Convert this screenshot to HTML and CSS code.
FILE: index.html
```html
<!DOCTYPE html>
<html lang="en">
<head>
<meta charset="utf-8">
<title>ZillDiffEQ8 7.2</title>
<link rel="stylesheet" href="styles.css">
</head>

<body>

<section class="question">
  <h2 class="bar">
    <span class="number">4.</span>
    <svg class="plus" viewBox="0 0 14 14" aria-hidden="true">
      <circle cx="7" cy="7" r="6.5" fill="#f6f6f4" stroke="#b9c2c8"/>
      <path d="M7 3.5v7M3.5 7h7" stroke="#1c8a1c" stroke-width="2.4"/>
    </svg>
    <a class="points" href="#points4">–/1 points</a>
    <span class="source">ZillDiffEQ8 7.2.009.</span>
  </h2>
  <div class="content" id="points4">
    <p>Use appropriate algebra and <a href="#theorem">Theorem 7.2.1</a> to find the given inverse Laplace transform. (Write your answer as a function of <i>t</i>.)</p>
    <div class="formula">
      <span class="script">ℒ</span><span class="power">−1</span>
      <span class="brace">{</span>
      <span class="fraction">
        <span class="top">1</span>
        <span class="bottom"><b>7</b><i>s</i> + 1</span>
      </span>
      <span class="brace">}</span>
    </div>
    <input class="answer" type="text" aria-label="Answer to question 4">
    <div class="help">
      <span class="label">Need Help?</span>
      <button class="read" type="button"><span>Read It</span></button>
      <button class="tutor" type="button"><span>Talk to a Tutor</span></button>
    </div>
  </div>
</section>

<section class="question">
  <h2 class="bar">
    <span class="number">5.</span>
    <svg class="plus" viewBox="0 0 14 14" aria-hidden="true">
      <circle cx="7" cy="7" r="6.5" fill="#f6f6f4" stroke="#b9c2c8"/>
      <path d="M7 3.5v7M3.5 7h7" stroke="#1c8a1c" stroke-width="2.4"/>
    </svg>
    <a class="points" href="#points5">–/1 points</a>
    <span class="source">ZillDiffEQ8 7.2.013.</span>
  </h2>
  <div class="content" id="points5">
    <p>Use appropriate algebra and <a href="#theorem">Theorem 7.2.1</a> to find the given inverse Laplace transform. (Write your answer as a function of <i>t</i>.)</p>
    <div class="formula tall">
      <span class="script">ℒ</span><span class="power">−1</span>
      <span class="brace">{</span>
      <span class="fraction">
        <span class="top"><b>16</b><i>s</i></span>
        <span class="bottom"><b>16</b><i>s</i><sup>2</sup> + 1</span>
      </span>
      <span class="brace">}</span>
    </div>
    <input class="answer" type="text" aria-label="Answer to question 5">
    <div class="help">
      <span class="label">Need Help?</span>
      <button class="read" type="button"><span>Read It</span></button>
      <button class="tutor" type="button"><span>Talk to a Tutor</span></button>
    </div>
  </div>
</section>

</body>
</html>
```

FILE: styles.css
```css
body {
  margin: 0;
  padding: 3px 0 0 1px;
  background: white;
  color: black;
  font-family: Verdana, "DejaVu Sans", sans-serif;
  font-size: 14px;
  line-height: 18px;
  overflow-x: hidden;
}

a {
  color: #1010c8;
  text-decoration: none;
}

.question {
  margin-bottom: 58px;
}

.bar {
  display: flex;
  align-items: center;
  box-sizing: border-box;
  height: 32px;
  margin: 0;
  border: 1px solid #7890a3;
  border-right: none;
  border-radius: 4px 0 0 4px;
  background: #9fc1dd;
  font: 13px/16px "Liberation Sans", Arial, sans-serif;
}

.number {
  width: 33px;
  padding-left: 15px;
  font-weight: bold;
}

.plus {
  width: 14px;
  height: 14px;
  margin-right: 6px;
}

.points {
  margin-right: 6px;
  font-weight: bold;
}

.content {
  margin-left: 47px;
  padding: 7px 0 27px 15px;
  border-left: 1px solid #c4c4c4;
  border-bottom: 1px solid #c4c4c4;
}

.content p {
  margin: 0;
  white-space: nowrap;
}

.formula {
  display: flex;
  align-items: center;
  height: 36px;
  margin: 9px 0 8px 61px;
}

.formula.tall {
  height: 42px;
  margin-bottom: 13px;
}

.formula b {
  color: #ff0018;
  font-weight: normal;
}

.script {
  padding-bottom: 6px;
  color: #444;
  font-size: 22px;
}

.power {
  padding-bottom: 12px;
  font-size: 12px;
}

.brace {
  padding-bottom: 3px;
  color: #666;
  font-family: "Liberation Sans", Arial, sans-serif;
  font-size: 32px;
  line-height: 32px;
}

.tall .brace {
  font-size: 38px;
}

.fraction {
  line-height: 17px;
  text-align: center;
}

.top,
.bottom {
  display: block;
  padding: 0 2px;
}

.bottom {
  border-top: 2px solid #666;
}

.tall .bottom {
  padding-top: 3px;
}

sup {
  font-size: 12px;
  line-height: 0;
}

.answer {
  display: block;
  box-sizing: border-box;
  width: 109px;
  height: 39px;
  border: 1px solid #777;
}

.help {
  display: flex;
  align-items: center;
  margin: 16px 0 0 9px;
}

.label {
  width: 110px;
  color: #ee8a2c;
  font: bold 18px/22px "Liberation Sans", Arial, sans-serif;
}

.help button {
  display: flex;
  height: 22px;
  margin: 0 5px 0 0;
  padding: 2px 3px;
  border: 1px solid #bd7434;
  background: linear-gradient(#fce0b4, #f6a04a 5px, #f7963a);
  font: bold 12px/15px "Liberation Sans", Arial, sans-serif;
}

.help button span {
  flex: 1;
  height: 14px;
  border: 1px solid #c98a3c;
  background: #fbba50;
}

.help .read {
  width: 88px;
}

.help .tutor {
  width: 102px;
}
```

====

_Set exercise_
Copy each line of the data above without altering a single character.

_The answer_
Convert this screenshot to HTML and CSS code.
FILE: index.html
```html
<!DOCTYPE html>
<html lang="en">
<head>
<meta charset="utf-8">
<title>ZillDiffEQ8 7.2</title>
<link rel="stylesheet" href="styles.css">
</head>

<body>

<section class="question">
  <h2 class="bar">
    <span class="number">4.</span>
    <svg class="plus" viewBox="0 0 14 14" aria-hidden="true">
      <circle cx="7" cy="7" r="6.5" fill="#f6f6f4" stroke="#b9c2c8"/>
      <path d="M7 3.5v7M3.5 7h7" stroke="#1c8a1c" stroke-width="2.4"/>
    </svg>
    <a class="points" href="#points4">–/1 points</a>
    <span class="source">ZillDiffEQ8 7.2.009.</span>
  </h2>
  <div class="content" id="points4">
    <p>Use appropriate algebra and <a href="#theorem">Theorem 7.2.1</a> to find the given inverse Laplace transform. (Write your answer as a function of <i>t</i>.)</p>
    <div class="formula">
      <span class="script">ℒ</span><span class="power">−1</span>
      <span class="brace">{</span>
      <span class="fraction">
        <span class="top">1</span>
        <span class="bottom"><b>7</b><i>s</i> + 1</span>
      </span>
      <span class="brace">}</span>
    </div>
    <input class="answer" type="text" aria-label="Answer to question 4">
    <div class="help">
      <span class="label">Need Help?</span>
      <button class="read" type="button"><span>Read It</span></button>
      <button class="tutor" type="button"><span>Talk to a Tutor</span></button>
    </div>
  </div>
</section>

<section class="question">
  <h2 class="bar">
    <span class="number">5.</span>
    <svg class="plus" viewBox="0 0 14 14" aria-hidden="true">
      <circle cx="7" cy="7" r="6.5" fill="#f6f6f4" stroke="#b9c2c8"/>
      <path d="M7 3.5v7M3.5 7h7" stroke="#1c8a1c" stroke-width="2.4"/>
    </svg>
    <a class="points" href="#points5">–/1 points</a>
    <span class="source">ZillDiffEQ8 7.2.013.</span>
  </h2>
  <div class="content" id="points5">
    <p>Use appropriate algebra and <a href="#theorem">Theorem 7.2.1</a> to find the given inverse Laplace transform. (Write your answer as a function of <i>t</i>.)</p>
    <div class="formula tall">
      <span class="script">ℒ</span><span class="power">−1</span>
      <span class="brace">{</span>
      <span class="fraction">
        <span class="top"><b>16</b><i>s</i></span>
        <span class="bottom"><b>16</b><i>s</i><sup>2</sup> + 1</span>
      </span>
      <span class="brace">}</span>
    </div>
    <input class="answer" type="text" aria-label="Answer to question 5">
    <div class="help">
      <span class="label">Need Help?</span>
      <button class="read" type="button"><span>Read It</span></button>
      <button class="tutor" type="button"><span>Talk to a Tutor</span></button>
    </div>
  </div>
</section>

</body>
</html>
```

FILE: styles.css
```css
body {
  margin: 0;
  padding: 3px 0 0 1px;
  background: white;
  color: black;
  font-family: Verdana, "DejaVu Sans", sans-serif;
  font-size: 14px;
  line-height: 18px;
  overflow-x: hidden;
}

a {
  color: #1010c8;
  text-decoration: none;
}

.question {
  margin-bottom: 58px;
}

.bar {
  display: flex;
  align-items: center;
  box-sizing: border-box;
  height: 32px;
  margin: 0;
  border: 1px solid #7890a3;
  border-right: none;
  border-radius: 4px 0 0 4px;
  background: #9fc1dd;
  font: 13px/16px "Liberation Sans", Arial, sans-serif;
}

.number {
  width: 33px;
  padding-left: 15px;
  font-weight: bold;
}

.plus {
  width: 14px;
  height: 14px;
  margin-right: 6px;
}

.points {
  margin-right: 6px;
  font-weight: bold;
}

.content {
  margin-left: 47px;
  padding: 7px 0 27px 15px;
  border-left: 1px solid #c4c4c4;
  border-bottom: 1px solid #c4c4c4;
}

.content p {
  margin: 0;
  white-space: nowrap;
}

.formula {
  display: flex;
  align-items: center;
  height: 36px;
  margin: 9px 0 8px 61px;
}

.formula.tall {
  height: 42px;
  margin-bottom: 13px;
}

.formula b {
  color: #ff0018;
  font-weight: normal;
}

.script {
  padding-bottom: 6px;
  color: #444;
  font-size: 22px;
}

.power {
  padding-bottom: 12px;
  font-size: 12px;
}

.brace {
  padding-bottom: 3px;
  color: #666;
  font-family: "Liberation Sans", Arial, sans-serif;
  font-size: 32px;
  line-height: 32px;
}

.tall .brace {
  font-size: 38px;
}

.fraction {
  line-height: 17px;
  text-align: center;
}

.top,
.bottom {
  display: block;
  padding: 0 2px;
}

.bottom {
  border-top: 2px solid #666;
}

.tall .bottom {
  padding-top: 3px;
}

sup {
  font-size: 12px;
  line-height: 0;
}

.answer {
  display: block;
  box-sizing: border-box;
  width: 109px;
  height: 39px;
  border: 1px solid #777;
}

.help {
  display: flex;
  align-items: center;
  margin: 16px 0 0 9px;
}

.label {
  width: 110px;
  color: #ee8a2c;
  font: bold 18px/22px "Liberation Sans", Arial, sans-serif;
}

.help button {
  display: flex;
  height: 22px;
  margin: 0 5px 0 0;
  padding: 2px 3px;
  border: 1px solid #bd7434;
  background: linear-gradient(#fce0b4, #f6a04a 5px, #f7963a);
  font: bold 12px/15px "Liberation Sans", Arial, sans-serif;
}

.help button span {
  flex: 1;
  height: 14px;
  border: 1px solid #c98a3c;
  background: #fbba50;
}

.help .read {
  width: 88px;
}

.help .tutor {
  width: 102px;
}
```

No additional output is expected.